# Lens with a mirrored coating

## Homework Statement

A biconvex lens of refractive index $n$ and radius of curvature $r$ and focal length $f$ floats horizontally on liquid mercury such that its lower surface is effectively a spherical mirror. A point object on the optical axis a distance $u$ away is then found to coincide with its image. What are $r$ and $n$?

## Homework Equations

The previous half of the equation made us derive $\frac{n_2}{v} + \frac{n_1}{u} = \frac{n_2-n_1}{r}$ for a spherical interface of radius $r$ separating 2 different media. I don't know if this would be useful here?

Also have $\frac{2}{u} = \frac{1}{f}$

I believe we can't use the lens maker's equation in this circumstance?

## The Attempt at a Solution

Deriving the relations above.

Related Introductory Physics Homework Help News on Phys.org
mfb
Mentor
The previous half of the equation made us derive $\frac{n_2}{v} + \frac{n_1}{u} = \frac{n_2-n_1}{r}$ for a spherical interface of radius $r$ separating 2 different media. I don't know if this would be useful here?
What was the setup where you derived that?
Also have $\frac{2}{u} = \frac{1}{f}$
That does not take the mirror into account, so you have to check if you can apply this formula here.
I believe we can't use the lens maker's equation in this circumstance?
Why not?

Did you draw a sketch?

The relation was obtained by considering a spherical interface separating two different media. The image is formed at a distance $v$ in the sphere. My reasoning for not using the standard lens maker of $\frac{1}{f} = \left(\frac{n_1}{n_2} -1\right)\left(\frac{1}{r_1}-\frac{1}{r_2}\right)$ because that assumes the light goes on to exit the lens at the other end where as here it is reflected? I did do a sketch, but it doesn't give away much...

mfb
Mentor
That equation gives a relation between the three quantities of the lens, it is independent of the light path in this specific setup.

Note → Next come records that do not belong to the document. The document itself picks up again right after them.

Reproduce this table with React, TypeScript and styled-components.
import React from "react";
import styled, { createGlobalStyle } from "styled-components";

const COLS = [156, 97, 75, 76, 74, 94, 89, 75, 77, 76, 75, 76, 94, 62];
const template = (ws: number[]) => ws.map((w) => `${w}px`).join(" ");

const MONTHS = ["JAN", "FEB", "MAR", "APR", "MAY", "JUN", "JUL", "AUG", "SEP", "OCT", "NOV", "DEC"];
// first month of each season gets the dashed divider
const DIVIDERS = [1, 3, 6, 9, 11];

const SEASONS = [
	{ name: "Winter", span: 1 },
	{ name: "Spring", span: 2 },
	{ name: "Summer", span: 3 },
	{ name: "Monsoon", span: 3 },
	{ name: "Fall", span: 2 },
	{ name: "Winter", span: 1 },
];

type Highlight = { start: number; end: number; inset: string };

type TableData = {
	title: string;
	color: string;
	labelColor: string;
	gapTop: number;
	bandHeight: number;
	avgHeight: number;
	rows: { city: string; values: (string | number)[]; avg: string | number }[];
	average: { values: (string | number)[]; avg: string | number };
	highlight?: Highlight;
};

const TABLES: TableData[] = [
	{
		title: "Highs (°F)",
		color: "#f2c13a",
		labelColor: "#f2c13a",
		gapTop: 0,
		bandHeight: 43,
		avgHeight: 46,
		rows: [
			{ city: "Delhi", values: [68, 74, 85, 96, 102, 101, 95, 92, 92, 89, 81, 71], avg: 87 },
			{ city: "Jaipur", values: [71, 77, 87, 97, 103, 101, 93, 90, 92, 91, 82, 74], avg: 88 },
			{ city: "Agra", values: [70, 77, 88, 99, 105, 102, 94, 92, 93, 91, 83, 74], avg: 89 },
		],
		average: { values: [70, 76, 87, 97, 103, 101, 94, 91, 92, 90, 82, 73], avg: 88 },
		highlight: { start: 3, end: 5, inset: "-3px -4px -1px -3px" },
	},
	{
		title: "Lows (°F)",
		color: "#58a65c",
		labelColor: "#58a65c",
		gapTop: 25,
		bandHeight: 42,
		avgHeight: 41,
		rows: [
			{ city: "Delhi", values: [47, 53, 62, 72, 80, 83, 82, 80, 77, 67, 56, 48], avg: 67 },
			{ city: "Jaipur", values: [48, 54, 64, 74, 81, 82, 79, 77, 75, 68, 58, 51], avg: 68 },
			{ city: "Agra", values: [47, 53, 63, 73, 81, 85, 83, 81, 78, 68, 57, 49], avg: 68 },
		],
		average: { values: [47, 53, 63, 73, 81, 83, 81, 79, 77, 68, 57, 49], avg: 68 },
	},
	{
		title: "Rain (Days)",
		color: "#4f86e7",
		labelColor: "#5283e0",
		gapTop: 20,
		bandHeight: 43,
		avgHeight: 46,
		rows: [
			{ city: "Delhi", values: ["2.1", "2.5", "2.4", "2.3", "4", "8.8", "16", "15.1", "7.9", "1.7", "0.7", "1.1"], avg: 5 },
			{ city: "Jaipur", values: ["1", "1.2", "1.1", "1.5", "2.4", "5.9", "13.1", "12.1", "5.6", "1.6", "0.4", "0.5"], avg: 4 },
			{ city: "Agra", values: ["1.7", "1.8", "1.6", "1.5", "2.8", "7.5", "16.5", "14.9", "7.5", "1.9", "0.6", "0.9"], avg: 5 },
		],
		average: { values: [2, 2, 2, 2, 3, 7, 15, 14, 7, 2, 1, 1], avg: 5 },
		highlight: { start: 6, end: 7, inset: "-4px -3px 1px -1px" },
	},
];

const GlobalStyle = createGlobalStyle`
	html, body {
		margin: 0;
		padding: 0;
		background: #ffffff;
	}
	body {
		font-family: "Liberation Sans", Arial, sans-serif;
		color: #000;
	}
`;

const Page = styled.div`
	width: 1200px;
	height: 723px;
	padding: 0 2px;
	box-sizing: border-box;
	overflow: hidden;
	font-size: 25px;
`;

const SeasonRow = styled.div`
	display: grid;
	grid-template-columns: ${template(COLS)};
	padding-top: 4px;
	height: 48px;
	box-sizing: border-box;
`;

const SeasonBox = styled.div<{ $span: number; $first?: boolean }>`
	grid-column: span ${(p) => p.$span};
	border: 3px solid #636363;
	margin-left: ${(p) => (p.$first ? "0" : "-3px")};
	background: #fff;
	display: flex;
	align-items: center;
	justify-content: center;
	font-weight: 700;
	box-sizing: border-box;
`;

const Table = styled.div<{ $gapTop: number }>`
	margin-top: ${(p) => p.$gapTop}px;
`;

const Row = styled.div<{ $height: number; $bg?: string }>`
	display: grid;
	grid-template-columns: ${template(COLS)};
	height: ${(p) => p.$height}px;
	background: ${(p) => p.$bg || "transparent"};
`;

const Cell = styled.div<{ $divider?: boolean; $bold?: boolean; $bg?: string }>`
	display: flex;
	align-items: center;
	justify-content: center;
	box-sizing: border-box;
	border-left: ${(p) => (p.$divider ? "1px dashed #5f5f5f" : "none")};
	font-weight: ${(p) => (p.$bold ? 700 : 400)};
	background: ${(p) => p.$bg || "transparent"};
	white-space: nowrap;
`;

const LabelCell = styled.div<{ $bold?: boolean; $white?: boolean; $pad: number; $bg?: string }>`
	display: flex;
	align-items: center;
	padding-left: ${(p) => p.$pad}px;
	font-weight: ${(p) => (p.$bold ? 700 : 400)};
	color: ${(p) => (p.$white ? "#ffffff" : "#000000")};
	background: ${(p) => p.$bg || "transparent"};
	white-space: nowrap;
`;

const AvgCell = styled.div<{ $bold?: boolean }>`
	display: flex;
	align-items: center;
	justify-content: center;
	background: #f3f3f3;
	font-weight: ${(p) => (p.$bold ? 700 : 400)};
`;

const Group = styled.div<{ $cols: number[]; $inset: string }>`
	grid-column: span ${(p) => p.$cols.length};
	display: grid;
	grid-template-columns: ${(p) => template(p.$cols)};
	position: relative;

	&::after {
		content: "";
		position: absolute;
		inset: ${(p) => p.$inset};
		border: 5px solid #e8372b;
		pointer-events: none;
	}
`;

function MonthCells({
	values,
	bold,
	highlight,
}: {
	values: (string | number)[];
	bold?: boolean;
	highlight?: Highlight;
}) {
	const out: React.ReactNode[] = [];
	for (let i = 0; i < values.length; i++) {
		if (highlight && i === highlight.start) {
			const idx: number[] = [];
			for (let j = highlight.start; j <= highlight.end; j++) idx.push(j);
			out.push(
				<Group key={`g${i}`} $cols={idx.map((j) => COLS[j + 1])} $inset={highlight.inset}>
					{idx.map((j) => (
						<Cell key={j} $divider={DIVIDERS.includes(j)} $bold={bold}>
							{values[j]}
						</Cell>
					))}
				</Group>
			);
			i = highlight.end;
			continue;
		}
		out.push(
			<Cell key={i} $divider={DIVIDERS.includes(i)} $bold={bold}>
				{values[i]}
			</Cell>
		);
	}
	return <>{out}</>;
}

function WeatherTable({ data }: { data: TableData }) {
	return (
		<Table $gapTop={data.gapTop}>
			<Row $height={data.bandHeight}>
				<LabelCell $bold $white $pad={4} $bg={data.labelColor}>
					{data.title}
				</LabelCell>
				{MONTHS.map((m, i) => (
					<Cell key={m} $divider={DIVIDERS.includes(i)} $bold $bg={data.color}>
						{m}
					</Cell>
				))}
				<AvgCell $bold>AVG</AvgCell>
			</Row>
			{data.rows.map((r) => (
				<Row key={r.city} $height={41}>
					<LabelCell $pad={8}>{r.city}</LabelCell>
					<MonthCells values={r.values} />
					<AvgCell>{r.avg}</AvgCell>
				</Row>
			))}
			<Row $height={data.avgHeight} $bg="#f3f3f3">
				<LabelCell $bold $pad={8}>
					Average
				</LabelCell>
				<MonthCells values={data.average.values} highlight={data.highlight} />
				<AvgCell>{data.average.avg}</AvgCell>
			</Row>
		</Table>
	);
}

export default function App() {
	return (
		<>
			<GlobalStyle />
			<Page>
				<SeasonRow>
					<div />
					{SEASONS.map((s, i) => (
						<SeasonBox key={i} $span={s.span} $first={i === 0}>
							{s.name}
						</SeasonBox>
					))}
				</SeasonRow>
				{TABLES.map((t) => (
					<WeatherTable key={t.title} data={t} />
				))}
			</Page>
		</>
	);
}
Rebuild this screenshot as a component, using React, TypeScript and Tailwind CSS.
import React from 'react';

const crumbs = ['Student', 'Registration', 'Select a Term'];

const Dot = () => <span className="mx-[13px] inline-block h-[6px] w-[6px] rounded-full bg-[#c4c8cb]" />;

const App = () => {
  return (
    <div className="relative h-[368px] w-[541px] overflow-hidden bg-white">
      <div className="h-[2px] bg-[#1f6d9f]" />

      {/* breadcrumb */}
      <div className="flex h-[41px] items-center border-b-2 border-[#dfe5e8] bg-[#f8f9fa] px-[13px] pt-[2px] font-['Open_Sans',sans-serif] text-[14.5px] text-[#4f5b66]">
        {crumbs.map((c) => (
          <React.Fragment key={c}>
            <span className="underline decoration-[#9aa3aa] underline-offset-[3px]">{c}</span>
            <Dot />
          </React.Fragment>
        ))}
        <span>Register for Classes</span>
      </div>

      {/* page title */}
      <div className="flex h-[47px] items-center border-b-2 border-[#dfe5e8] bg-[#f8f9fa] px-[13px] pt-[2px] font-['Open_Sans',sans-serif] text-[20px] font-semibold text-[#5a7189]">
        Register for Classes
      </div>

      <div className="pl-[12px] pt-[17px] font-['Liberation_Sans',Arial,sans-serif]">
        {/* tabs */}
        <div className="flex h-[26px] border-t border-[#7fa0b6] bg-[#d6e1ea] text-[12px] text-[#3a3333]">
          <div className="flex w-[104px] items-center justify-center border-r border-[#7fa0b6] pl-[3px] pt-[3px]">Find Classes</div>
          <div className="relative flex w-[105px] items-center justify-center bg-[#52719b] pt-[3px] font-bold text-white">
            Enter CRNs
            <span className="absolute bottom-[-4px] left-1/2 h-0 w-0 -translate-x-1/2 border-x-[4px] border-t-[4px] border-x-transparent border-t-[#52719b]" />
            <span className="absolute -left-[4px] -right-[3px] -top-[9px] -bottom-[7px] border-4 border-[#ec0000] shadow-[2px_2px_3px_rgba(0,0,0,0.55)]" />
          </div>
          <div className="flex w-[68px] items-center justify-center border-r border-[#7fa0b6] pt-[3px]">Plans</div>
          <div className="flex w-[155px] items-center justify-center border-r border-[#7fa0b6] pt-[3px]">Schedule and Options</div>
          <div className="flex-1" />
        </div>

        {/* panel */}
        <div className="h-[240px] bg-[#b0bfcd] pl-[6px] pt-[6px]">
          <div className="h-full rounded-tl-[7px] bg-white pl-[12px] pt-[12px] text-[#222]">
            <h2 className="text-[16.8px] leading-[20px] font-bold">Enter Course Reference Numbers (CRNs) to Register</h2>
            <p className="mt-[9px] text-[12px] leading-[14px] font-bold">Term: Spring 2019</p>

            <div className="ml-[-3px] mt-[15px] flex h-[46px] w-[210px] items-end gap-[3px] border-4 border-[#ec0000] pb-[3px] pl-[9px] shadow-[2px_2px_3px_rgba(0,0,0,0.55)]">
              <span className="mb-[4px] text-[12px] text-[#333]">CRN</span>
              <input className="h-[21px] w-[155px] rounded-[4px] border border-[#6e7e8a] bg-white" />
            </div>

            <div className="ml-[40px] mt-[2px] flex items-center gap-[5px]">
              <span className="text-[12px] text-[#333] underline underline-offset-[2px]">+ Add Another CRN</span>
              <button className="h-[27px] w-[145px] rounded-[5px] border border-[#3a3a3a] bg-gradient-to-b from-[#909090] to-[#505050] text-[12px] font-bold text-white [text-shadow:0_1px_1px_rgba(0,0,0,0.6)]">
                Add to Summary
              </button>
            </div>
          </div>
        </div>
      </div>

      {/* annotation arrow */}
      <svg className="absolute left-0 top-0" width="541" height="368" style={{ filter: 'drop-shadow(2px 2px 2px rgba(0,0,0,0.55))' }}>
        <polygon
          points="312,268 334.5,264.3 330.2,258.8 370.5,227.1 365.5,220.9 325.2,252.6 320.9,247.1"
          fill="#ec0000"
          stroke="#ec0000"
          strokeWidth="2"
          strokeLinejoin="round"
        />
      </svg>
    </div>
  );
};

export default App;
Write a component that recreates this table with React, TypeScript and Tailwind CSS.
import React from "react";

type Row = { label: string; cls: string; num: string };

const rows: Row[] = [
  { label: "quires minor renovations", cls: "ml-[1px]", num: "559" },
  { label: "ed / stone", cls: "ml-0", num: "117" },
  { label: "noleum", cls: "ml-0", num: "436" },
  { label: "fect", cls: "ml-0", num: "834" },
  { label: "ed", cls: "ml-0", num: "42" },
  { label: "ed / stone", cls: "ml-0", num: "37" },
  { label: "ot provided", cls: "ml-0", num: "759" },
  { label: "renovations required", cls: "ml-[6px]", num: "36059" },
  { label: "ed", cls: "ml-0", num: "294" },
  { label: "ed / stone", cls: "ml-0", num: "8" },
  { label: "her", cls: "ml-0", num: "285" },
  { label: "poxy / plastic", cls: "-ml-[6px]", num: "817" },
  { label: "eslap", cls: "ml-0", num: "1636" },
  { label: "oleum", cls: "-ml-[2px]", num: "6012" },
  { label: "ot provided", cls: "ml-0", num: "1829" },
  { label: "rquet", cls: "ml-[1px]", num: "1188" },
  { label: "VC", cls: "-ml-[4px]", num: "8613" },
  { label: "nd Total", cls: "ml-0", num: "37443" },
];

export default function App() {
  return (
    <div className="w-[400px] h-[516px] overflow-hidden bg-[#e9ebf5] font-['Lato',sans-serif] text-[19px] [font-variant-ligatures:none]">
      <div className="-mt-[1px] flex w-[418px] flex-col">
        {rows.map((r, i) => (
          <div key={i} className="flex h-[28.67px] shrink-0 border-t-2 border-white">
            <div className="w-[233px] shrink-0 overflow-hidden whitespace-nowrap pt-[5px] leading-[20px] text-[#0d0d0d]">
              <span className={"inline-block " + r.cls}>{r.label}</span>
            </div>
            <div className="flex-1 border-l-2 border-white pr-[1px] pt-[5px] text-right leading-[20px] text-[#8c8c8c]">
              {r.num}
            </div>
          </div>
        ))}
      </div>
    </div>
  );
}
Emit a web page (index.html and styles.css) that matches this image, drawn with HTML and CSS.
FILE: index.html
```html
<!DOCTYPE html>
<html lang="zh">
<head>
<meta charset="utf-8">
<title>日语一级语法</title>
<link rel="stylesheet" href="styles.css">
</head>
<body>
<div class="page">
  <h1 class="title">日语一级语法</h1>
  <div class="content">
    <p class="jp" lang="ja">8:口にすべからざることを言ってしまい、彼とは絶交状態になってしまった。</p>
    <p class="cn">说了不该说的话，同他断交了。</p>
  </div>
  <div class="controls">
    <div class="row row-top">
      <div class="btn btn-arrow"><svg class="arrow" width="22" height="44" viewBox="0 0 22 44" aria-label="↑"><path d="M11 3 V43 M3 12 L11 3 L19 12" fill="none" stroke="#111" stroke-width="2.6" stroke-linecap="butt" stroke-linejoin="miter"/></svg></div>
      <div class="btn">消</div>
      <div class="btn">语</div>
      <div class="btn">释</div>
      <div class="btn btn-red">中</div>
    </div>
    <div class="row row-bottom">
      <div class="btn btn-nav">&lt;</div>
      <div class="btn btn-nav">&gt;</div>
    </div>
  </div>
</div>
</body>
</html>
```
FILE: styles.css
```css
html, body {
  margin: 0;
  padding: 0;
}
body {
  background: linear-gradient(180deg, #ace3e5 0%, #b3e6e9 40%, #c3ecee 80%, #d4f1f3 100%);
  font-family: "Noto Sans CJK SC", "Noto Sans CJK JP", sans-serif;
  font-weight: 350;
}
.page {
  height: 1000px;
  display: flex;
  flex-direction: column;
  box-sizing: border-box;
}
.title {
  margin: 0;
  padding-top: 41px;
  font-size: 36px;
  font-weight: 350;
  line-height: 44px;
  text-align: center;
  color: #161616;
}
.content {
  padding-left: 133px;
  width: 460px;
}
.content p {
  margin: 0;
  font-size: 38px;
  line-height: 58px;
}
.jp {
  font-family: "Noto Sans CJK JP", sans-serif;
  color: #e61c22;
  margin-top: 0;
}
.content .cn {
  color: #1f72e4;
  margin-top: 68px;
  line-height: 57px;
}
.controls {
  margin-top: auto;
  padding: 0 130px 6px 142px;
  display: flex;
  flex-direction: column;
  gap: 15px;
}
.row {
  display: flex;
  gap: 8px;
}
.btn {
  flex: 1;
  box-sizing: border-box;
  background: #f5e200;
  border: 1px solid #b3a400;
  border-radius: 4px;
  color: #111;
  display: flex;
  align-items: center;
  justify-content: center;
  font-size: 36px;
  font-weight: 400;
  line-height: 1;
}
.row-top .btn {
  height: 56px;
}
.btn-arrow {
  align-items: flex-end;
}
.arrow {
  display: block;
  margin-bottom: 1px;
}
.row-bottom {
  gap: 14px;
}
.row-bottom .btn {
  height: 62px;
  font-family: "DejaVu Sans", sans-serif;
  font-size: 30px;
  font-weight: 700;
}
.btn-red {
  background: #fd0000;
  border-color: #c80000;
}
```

I did do a sketch, but it doesn't give away much...
Which light paths did you draw?
Can you show the sketch here? I think you can learn a lot from the sketch.

My sketch had the lens in the mercury with rays of light being refracted as normal and then reflected and following it's path back to the source. Could it be as simple as using the derived expression in the question and the lens makers to solve for r and n?

mfb
Mentor
The lens-maker equation won't be sufficient to find both r and n, but you'll get one condition. The information about the image gives the other one.

The lens-maker equation won't tell you anything about u, but you'll get n.
True, but we can always give our answer in terms of $f$ as that is mentioned in the question?

mfb
Mentor
Sorry, updated my post to better match the homework statement. See above.

Sorry, updated my post to better match the homework statement. See above.
Ah, yes. So I'm guessing the equation calculated in the first part of the question is irrelevant in this circumstance? Otherwise I can't seem to find how the image gives any relation to $r$.

mfb
Mentor
So I'm guessing the equation calculated in the first part of the question is irrelevant in this circumstance?
I still don't know what exactly it means. What is the setup where it was calculated, what are u and v?

Every ray going from the point towards the lens/mirror combination gets reflected back in exactly the same way. That gives you a condition on the different angles and their relations.

I still don't know what exactly it means. What is the setup where it was calculated, what are u and v?

Every ray going from the point towards the lens/mirror combination gets reflected back in exactly the same way. That gives you a condition on the different angles and their relations.
My apologies. The question for the first part is as follows:
A spherical interface of radius R separates two media of refractive indices $n_1$ and $n_2$. Show that,
in the paraxial approximation, a point object on the optical axis a distance $u$ from the interface in the first medium produces a point image on the optical axis in the second medium a distance $v$ from the interface given by $\frac{n_2}{v} + \frac{n_1}{u} = \frac{n_2-n_1}{r}$